The plasma was administered at the Houston Methodist hospital in Texas, after the US Food and Drug Administration (FDA) granted the facility permission to transfuse donated plasma into a patient.
The hospital had begun recruiting blood plasma donors on Friday of last week, ahead of a potential approval by the FDA, which arrived on the Saturday, and saw the patient treated on the Saturday evening.
Though this form of treatment is not guaranteed to work, the hope is that the antibody-rich plasma, which was collected from a patient already recovered from COVID-19 and had been healthy for more than two weeks, would be able to boost the patient’s immune response to the virus.
For the patient, this could be potentially lifesaving, the hospital noted, such is the stage of the patient’s illness and with a lack of further options.
“Convalescent serum therapy could be a vital treatment route, because unfortunately there is relatively little to offer many patients except supportive care, and the ongoing clinical trials are going to take a while. We don’t have that much time,” said Eric Salazar, principal investigator and physician scientist in the department of pathology and genomic medicine at Houston Methodist.
Similar to other forms of therapy now entering clinical trials, this type of treatment was utilized in China and Houston Methodist noted that a description of five patients in the country was published suggesting that such treatment is beneficial.
Previously to the outbreak of the novel coronavirus, the hospital described how similar forms of treatment were used during the Spanish flu pandemic of 1918 and the diphtheria outbreak in the 1920s.
During the ‘bird flu’ outbreak in Asia during the 2000s, the WHO provided further information about the use of convalescent plasma treatment – suggesting that such a treatment was likely to be used in a flu pandemic when alternative therapies were lacking.
The report cited that there was 21% less morality in patients treated with such a treatment in the Spanish flu epidemic and concluded that such therapies “may have value in treatment of influenza pneumonia.”
Pneumonia is a known symptom of severe forms of viral infections in some patients.

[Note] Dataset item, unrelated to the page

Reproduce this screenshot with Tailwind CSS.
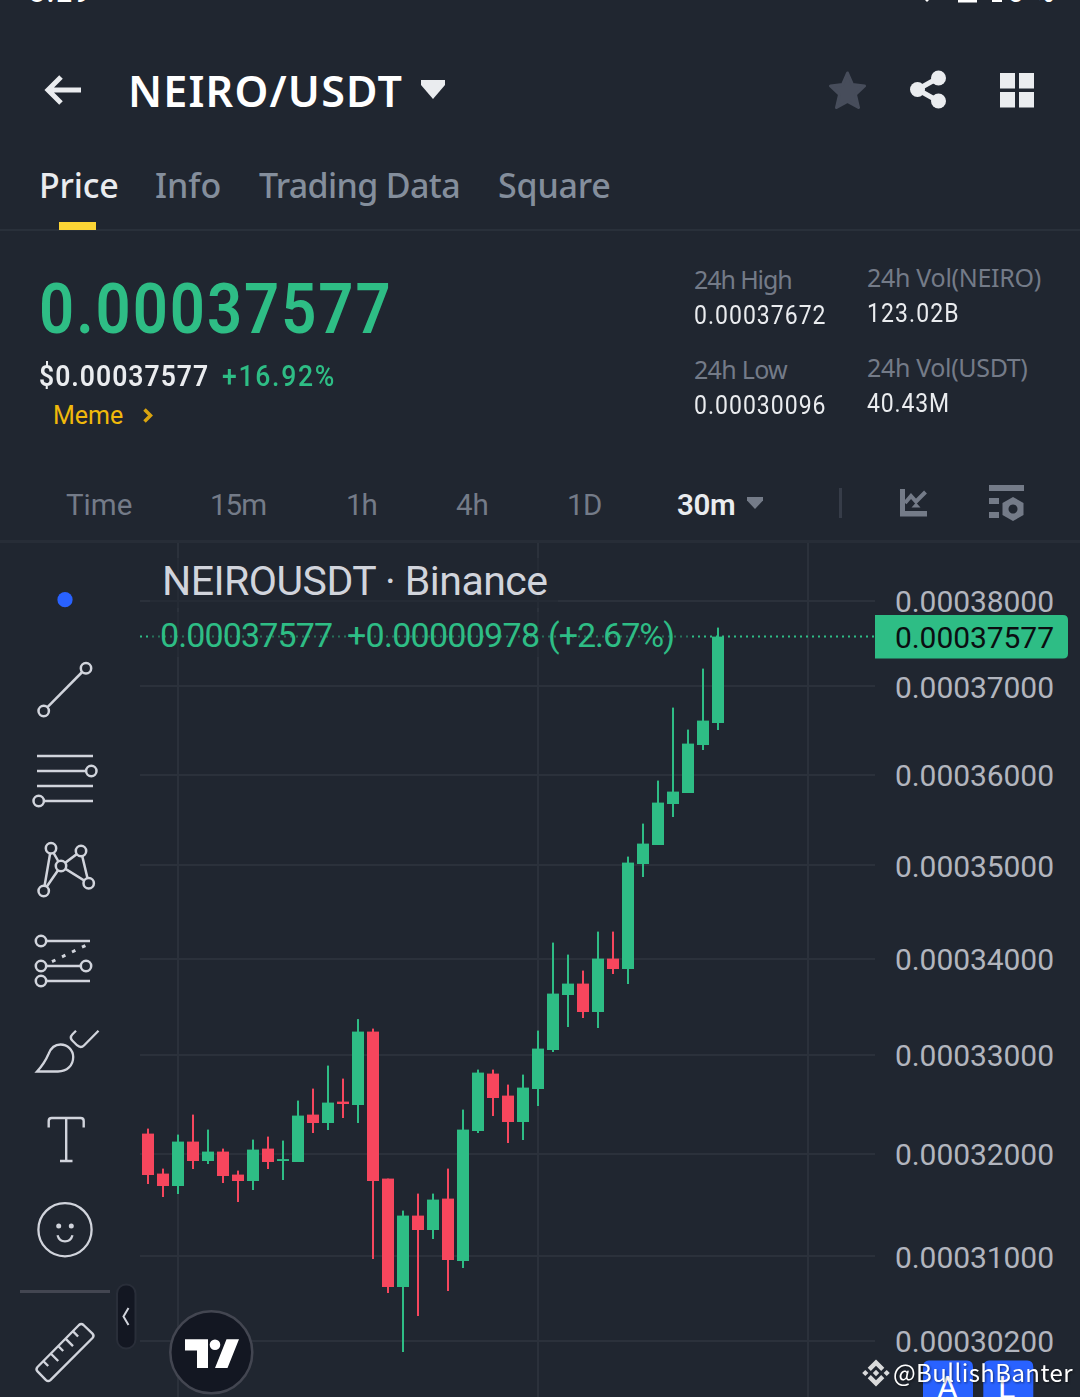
<!DOCTYPE html>
<html lang="en">
<head>
    <meta charset="UTF-8">
    <meta name="viewport" content="width=device-width, initial-scale=1.0">
    <title>NEIRO/USDT</title>
    <script src="https://cdn.jsdelivr.net/npm/@tailwindcss/browser@4"></script>
</head>
<body class="bg-[#202630] text-[#eaecef] font-['Noto_Sans',sans-serif]">

<div class="w-[1080px] h-[1397px] overflow-hidden flex flex-col">

    <!-- Status bar, scrolled almost out of view -->
    <svg class="block h-[4px] w-[1080px] shrink-0" viewBox="0 0 1080 4" fill="#fff" font-family="Roboto, sans-serif" font-weight="500" font-size="28">
        <text x="29" y="2" textLength="61">8:29</text>
        <path d="M925 0h4l-2 2z M958 0h19v2.500h-19z M992 0h10v2h-10z"/>
        <text x="1008" y="2" textLength="46">0%</text>
    </svg>

    <!-- Header -->
    <header class="flex items-center h-[136px] shrink-0 pt-[36px] pr-[46px] pl-[44px]">
        <svg class="w-[38px] h-[30px]" viewBox="0 0 38 30" fill="none" stroke="#eaecef" stroke-width="5"><path d="M37 15H4M17 2L4 15L17 28"/></svg>
        <h1 class="ml-[46px] pt-[2px] w-[276px] text-[43px] leading-[60px] font-semibold tracking-[1.2px] text-white whitespace-nowrap">NEIRO/USDT</h1>
        <svg class="ml-[17px] mb-[2px] w-[24px] h-[19px]" viewBox="0 0 24 19" fill="#eaecef"><path d="M0 0h24v5L12 19L0 5z"/></svg>
        <div class="ml-auto flex items-center">
            <svg class="w-[38px] h-[40px]" viewBox="0 0 38 40" fill="#474d5b" stroke="#474d5b" stroke-width="3" stroke-linejoin="round"><path d="M19.500 3l5 11.500l12 1.500l-9 8.500l3 13L19.500 31.500L8.500 37.500l3-13L2.500 16l12-1.500z"/></svg>
            <svg class="ml-[43px] w-[38px] h-[40px]" viewBox="0 0 38 40" fill="#eaecef"><circle cx="8.500" cy="19.500" r="7.500"/><circle cx="29.500" cy="8" r="7.500"/><circle cx="29.500" cy="31" r="7.500"/><path d="M29 8L8.500 19.500L29 31" fill="none" stroke="#eaecef" stroke-width="5"/></svg>
            <svg class="ml-[53px] w-[34px] h-[35px]" viewBox="0 0 34 35" fill="#eaecef"><path d="M0 0h15v15.500H0z M19 0h15v15.500H19z M0 19h15v15.500H0z M19 19h15v15.500H19z"/></svg>
        </div>
    </header>

    <!-- Tabs -->
    <nav class="flex h-[91px] shrink-0 border-b-2 border-[#29303a] pl-[39px] pt-[22px] text-[34px] leading-[46px] font-medium text-[#848e9c] whitespace-nowrap">
        <div class="w-[116px] text-[#eaecef]">
            <span class="tracking-[-0.2px]">Price</span>
            <div class="ml-[20px] mt-[14px] h-[8px] w-[37px] bg-[#fcd535]"></div>
        </div>
        <div class="w-[104px]">Info</div>
        <div class="w-[239px] tracking-[-0.65px]">Trading Data</div>
        <div class="tracking-[-0.2px]">Square</div>
    </nav>

    <!-- Price summary -->
    <section class="flex h-[234px] shrink-0 pl-[39px] whitespace-nowrap font-['Roboto',sans-serif]">
        <div class="w-[655px] pt-[38px]">
            <div class="origin-left scale-x-[0.88] text-[70px] leading-[80px] font-semibold tracking-[2.2px] text-[#2ebd85]">0.00037577</div>
            <div class="mt-[7px] flex text-[29.5px] leading-[40px]">
                <div class="w-[183px] origin-left scale-x-[0.9] font-semibold tracking-[1.1px]">$0.00037577</div>
                <div class="origin-left scale-x-[0.9] font-medium tracking-[1.9px] text-[#2ebd85]">+16.92%</div>
            </div>
            <div class="flex items-center pl-[14px] text-[25px] leading-[40px] text-[#f0b90b]">
                <div class="w-[90px]">Meme</div>
                <svg class="mb-[2px] w-[10px] h-[15px]" viewBox="0 0 10 15" fill="none" stroke="#d9a40f" stroke-width="3.500"><path d="M1.500 1.500l6 6l-6 6"/></svg>
            </div>
        </div>
        <div class="w-[173px] pt-[31px] text-[25px] leading-[35px]">
            <div class="text-[#747b88] tracking-[-1.1px] font-['Noto_Sans',sans-serif]">24h High</div>
            <div class="pt-px mb-[19px] origin-left scale-x-[0.92] tracking-[1.1px]">0.00037672</div>
            <div class="text-[#747b88] tracking-[-0.7px] font-['Noto_Sans',sans-serif]">24h Low</div>
            <div class="pt-px origin-left scale-x-[0.92] tracking-[1.1px]">0.00030096</div>
        </div>
        <div class="pt-[29px] text-[25px] leading-[35px]">
            <div class="text-[#747b88] tracking-[-0.3px] font-['Noto_Sans',sans-serif]">24h Vol(NEIRO)</div>
            <div class="pt-px mb-[19px] origin-left scale-x-[0.92] tracking-[1.2px]">123.02B</div>
            <div class="text-[#747b88] tracking-[-0.35px] font-['Noto_Sans',sans-serif]">24h Vol(USDT)</div>
            <div class="pt-px origin-left scale-x-[0.92] tracking-[0.9px]">40.43M</div>
        </div>
    </section>

    <!-- Intervals -->
    <nav class="flex h-[78px] shrink-0 items-center border-b-3 border-[#272d37] pl-[66px] text-[29.5px] leading-[40px] text-[#747b88] whitespace-nowrap font-['Roboto',sans-serif]">
        <div class="w-[144px] pt-[4px]">Time</div>
        <div class="w-[136px] pt-[4px] tracking-[-1px]">15m</div>
        <div class="w-[110px] pt-[4px] tracking-[-1px]">1h</div>
        <div class="w-[111px] pt-[4px]">4h</div>
        <div class="w-[110px] pt-[4px] tracking-[-0.7px]">1D</div>
        <div class="w-[70px] pt-[4px] font-semibold tracking-[-0.3px] text-[#eaecef]">30m</div>
        <svg class="w-[16px] h-[12px]" viewBox="0 0 16 12" fill="#747b88"><path d="M0 0h16v3.500L8 12L0 3.500z"/></svg>
        <div class="ml-[76px] h-[30px] w-[3px] bg-[#363c48]"></div>
        <svg class="ml-[58px] w-[27px] h-[28px]" viewBox="0 0 27 28" fill="#747b88"><path d="M0 0h5v22h22v5.500H0z M11.500 18.500l4.500-5l4.500 5z"/><path d="M5 14L11 7l5 5.500L25.500 3" fill="none" stroke="#747b88" stroke-width="4"/></svg>
        <svg class="ml-[62px] w-[35px] h-[36px]" viewBox="0 0 35 36" fill="#747b88"><path d="M0 0h35v6H0z M0 13h10v6H0z M0 27h10v6H0z"/><path fill-rule="evenodd" d="M24 12l10.500 6v12L24 36l-10.500-6V18z M24 19.500a4.500 4.500 0 1 0 .01 0z"/></svg>
    </nav>

    <!-- Chart -->
    <main class="flex h-[854px] shrink-0">

        <!-- Drawing tools -->
        <aside class="w-[140px] shrink-0 pt-[12px] flex flex-col">
            <svg class="h-[90px] w-[140px] shrink-0" viewBox="0 555 140 90"><circle cx="65" cy="599.700" r="7.600" fill="#2962ff"/></svg>
            <svg class="h-[90px] w-[140px] shrink-0" viewBox="0 645 140 90" fill="none" stroke="#d1d4dc" stroke-width="2.500"><circle cx="86" cy="668.300" r="5.200"/><circle cx="43.700" cy="711" r="5.200"/><path d="M47.500 707.200L82.200 672"/></svg>
            <svg class="h-[90px] w-[140px] shrink-0" viewBox="0 735 140 90" fill="none" stroke="#d1d4dc" stroke-width="2.500"><path d="M37 756h56M37 771h49M37 786h56M44 801h49"/><circle cx="91.300" cy="771" r="5.200"/><circle cx="38.700" cy="801" r="5.200"/></svg>
            <svg class="h-[90px] w-[140px] shrink-0" viewBox="0 825 140 90" fill="#202630" stroke="#d1d4dc" stroke-width="2.500"><path fill="none" d="M61 866L51 848.300L43.700 891L61 866L81 851L88.700 883.300Z"/><circle cx="51" cy="848.300" r="5.200"/><circle cx="81" cy="851" r="5.200"/><circle cx="61" cy="866" r="5.200"/><circle cx="88.700" cy="883.300" r="5.200"/><circle cx="43.700" cy="891" r="5.200"/></svg>
            <svg class="h-[90px] w-[140px] shrink-0" viewBox="0 915 140 90" fill="none" stroke="#d1d4dc" stroke-width="2.500"><path d="M46 941h44M46 966h35M46 981h44"/><circle cx="41" cy="941" r="5.200"/><circle cx="41" cy="966" r="5.200"/><circle cx="86" cy="966" r="5.200"/><circle cx="41" cy="981" r="5.200"/><path d="M52 961.600l3.400-1.600M62 956.800l3.400-1.600M72 952l3.400-1.600M82 947.200l3.400-1.600" stroke-width="3"/></svg>
            <svg class="h-[90px] w-[140px] shrink-0" viewBox="0 1005 140 90" fill="none" stroke="#d1d4dc" stroke-width="2.300"><path d="M37 1071.500C43 1065 46 1060 48.500 1054C51 1047.500 55 1044.500 60.500 1044.500C67.500 1044.500 73.200 1050 73.200 1057C73.200 1065.500 67 1071.500 58 1071.500Z"/><path d="M76 1030.700l-3.500 3.500c-2 2-2 4.500 0 6.500l4.500 4.500c2.500 2.300 5 2.300 7.200 0l14.300-14.500"/></svg>
            <svg class="h-[90px] w-[140px] shrink-0" viewBox="0 1095 140 90" fill="none" stroke="#d1d4dc" stroke-width="2.400"><path d="M48.700 1127.500v-6.500q0-3 3-3h29q3 0 3 3v6.500M66.200 1118v43M60 1161h12.500"/></svg>
            <svg class="h-[90px] w-[140px] shrink-0" viewBox="0 1185 140 90" fill="none" stroke="#d1d4dc" stroke-width="2.300"><circle cx="65" cy="1229.700" r="26.600"/><path d="M57.500 1235.300c2.300 8.200 12.700 8.200 15 0"/><path fill="#d1d4dc" stroke="none" d="M56.200 1226a2.500 2.500 0 1 0 5 0a2.500 2.500 0 1 0-5 0M68.800 1226a2.500 2.500 0 1 0 5 0a2.500 2.500 0 1 0-5 0"/></svg>
            <div class="mt-[15px] ml-[20px] h-[3px] w-[90px] shrink-0 bg-[#434651]"></div>
            <div class="flex h-[104px] shrink-0">
                <svg class="h-[104px] w-[116px] shrink-0" viewBox="0 1293 116 104" fill="none" stroke="#d1d4dc" stroke-width="2.400" stroke-linejoin="round"><path d="M79 1325L37.500 1367q-2 2.200 0 4.400l8.500 8.700q2.200 2 4.400 0L92.500 1338q2-2.200 0-4.400l-9-8.600q-2.200-2-4.500 0zM43.200 1361l5 5M50.700 1353.500l7.500 7.500M58.200 1346l5 5M65.500 1338.700l7.500 7.500M72.800 1331.200l5.300 5.300"/></svg>
                <svg class="-mt-[10px] h-[67px] w-[22px] shrink-0" viewBox="0 0 22 67"><rect x="1" y="1.500" width="18.500" height="64" rx="9" fill="#131722" stroke="#292e39" stroke-width="2"/><path d="M12.500 25l-5 8.500l5 8.500" fill="none" stroke="#d1d4dc" stroke-width="2"/></svg>
            </div>
        </aside>

        <svg class="h-[854px] w-[940px] shrink-0" viewBox="140 543 940 854" font-family="Roboto, sans-serif">
            <g id="grid" fill="#2b313b"></g>
            <path d="M140 636.500H875" stroke="#2ebd85" stroke-width="2" stroke-dasharray="2 4"/>
            <path d="M150 558h408v50H150z M150 612h542v45H150z" fill="#202630" fill-opacity="0.5"/>
            <g id="candles"></g>
            <text x="162" y="594.500" font-size="41" textLength="386" fill="#d1d4dc">NEIROUSDT · Binance</text>
            <g font-size="34" fill="#2ebd85">
                <text x="160" y="646.700" textLength="173">0.00037577</text>
                <text x="347" y="646.700" textLength="193">+0.00000978</text>
                <text x="548" y="646.700" textLength="127">(+2.67%)</text>
            </g>
            <g id="axis" font-size="30" fill="#b2b5be"></g>
            <path d="M875 615h188q5 0 5 5v33.500q0 5-5 5H875z" fill="#2ebd85"/>
            <text x="895" y="647.700" font-size="30" textLength="159" fill="#0b0e11">0.00037577</text>

            <!-- TradingView badge -->
            <circle cx="211.300" cy="1352.300" r="41" fill="#131722" stroke="#434651" stroke-width="2.500"/>
            <path d="M185 1339.300h23V1368h-11v-17.500h-12zM226.500 1339.300h12.500L227.500 1368H215z" fill="#fff"/>
            <circle cx="215" cy="1344.700" r="5.300" fill="#fff"/>

            <!-- Scale buttons -->
            <path d="M923 1397v-30q0-6.500 6-6.500h38q6 0 6 6.500v30zM983.300 1397v-30q0-6.500 6-6.500h38q6 0 6 6.500v30z" fill="#2962ff"/>
            <text x="937" y="1397.500" font-size="32" fill="#fff">A</text>
            <text x="998" y="1397.500" font-size="32" fill="#fff">L</text>

            <!-- Watermark -->
            <path transform="translate(876 1373)" fill="#d9dadb" d="M0-13.500L8.300-5.200L5.200-2.100L0-7.300L-5.200-2.100L-8.300-5.200zM0 13.500L8.300 5.200L5.200 2.100L0 7.300L-5.200 2.100L-8.300 5.200zM0-3.200L3.200 0L0 3.200L-3.200 0zM-10.700-3.100L-7.600 0L-10.700 3.100L-13.800 0zM10.700-3.100L13.800 0L10.700 3.100L7.600 0z"/>
            <text class="drop-shadow-[1px_1px_1px_rgba(0,0,0,0.5)]" x="893" y="1381.700" font-size="24" textLength="179.500" fill="#fff" font-family="'Noto Sans CJK SC', sans-serif">@BullishBanter</text>
        </svg>
    </main>
</div>

<script>
  const SVG_NS = 'http://www.w3.org/2000/svg';

  // x, color, high, body top, body bottom, low
  const candles = [
    [148, 'r', 1128, 1133, 1175, 1184],
    [163, 'r', 1168, 1173, 1186, 1197],
    [178, 'g', 1134, 1141, 1186, 1194],
    [193, 'r', 1114, 1141, 1161, 1169],
    [208, 'g', 1129, 1151, 1161, 1164],
    [223, 'r', 1148, 1151, 1176, 1183],
    [238, 'r', 1170, 1174, 1181, 1202],
    [253, 'g', 1139, 1149, 1181, 1190],
    [268, 'r', 1136, 1148, 1162, 1169],
    [283, 'g', 1140, 1158.500, 1161, 1180],
    [298, 'g', 1100, 1115, 1162, 1162],
    [313, 'r', 1088, 1114, 1123, 1133],
    [328, 'g', 1065, 1102, 1123, 1130],
    [343, 'r', 1078, 1101, 1104, 1118],
    [358, 'g', 1018.500, 1031, 1105, 1123],
    [373, 'r', 1028, 1031, 1181, 1259],
    [388, 'r', 1178, 1178, 1287, 1293],
    [403, 'g', 1210, 1215, 1287, 1352],
    [418, 'r', 1193, 1215, 1230, 1316],
    [433, 'g', 1193, 1199, 1230, 1239],
    [448, 'r', 1168, 1198, 1260, 1291],
    [463, 'g', 1109, 1129, 1261, 1268],
    [478, 'g', 1069, 1072, 1131, 1133],
    [493, 'r', 1069, 1073, 1098, 1116],
    [508, 'r', 1084, 1095, 1122, 1143],
    [523, 'g', 1074, 1087, 1122, 1140],
    [538, 'g', 1030, 1048, 1089, 1106],
    [553, 'g', 942, 993, 1050, 1052],
    [568, 'g', 954, 983, 995, 1027],
    [583, 'r', 970, 983, 1012, 1018],
    [598, 'g', 931, 958, 1012, 1028],
    [613, 'r', 931, 958, 969, 974],
    [628, 'g', 856, 862, 969, 984],
    [643, 'g', 823, 843, 864, 877],
    [658, 'g', 780, 802, 845, 845],
    [673, 'g', 707, 791, 804, 817],
    [688, 'g', 729, 743, 793, 793],
    [703, 'g', 668, 720, 745, 750],
    [718, 'g', 627, 636, 723, 730],
  ];

  // label, grid line y, text baseline
  const ticks = [
    ['0.00038000', 600, 611.700],
    ['0.00037000', 685, 697.500],
    ['0.00036000', 774, 785.500],
    ['0.00035000', 864, 876.500],
    ['0.00034000', 958, 969.700],
    ['0.00033000', 1054, 1065.700],
    ['0.00032000', 1153, 1164.700],
    ['0.00031000', 1255, 1267.700],
    ['0.00030200', 1340, 1351.500],
  ];

  function add(parent, tag, attrs) {
    const el = document.createElementNS(SVG_NS, tag);
    Object.entries(attrs).forEach(([key, value]) => el.setAttribute(key, value));
    document.getElementById(parent).appendChild(el);
    return el;
  }

  [178, 538, 808].forEach(x => add('grid', 'rect', {x: x - 1, y: 543, width: 2, height: 854}));
  ticks.forEach(([label, y, baseline]) => {
    add('grid', 'rect', {x: 140, y: y, width: 735, height: 2});
    add('axis', 'text', {x: 895, y: baseline, textLength: 159}).textContent = label;
  });

  // Tops sit a little over half a pixel down
  const shift = 0.6;
  candles.forEach(([x, color, high, top, bottom, low]) => {
    const fill = color === 'g' ? '#2ebd85' : '#f6465d';
    add('candles', 'rect', {x: x - 1, y: high + shift, width: 2, height: Math.max(0, low - high - shift), fill: fill});
    add('candles', 'rect', {x: x - 6, y: top + shift, width: 12, height: bottom - top - shift, fill: fill});
  });
</script>

</body>
</html>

New York City is looking at a similar approach to treat patients, with its governor, Andrew Cuomo, stating that recruitment would begin for plasma donations in the coming days.
Under FDA guidelines, Houston Methodist had to apply to treat the individual patient under emergency investigational new drug protocol. In order to deliver similar treatments to additional patients, staff at the hospital would have to apply for approval of further follow-up studies.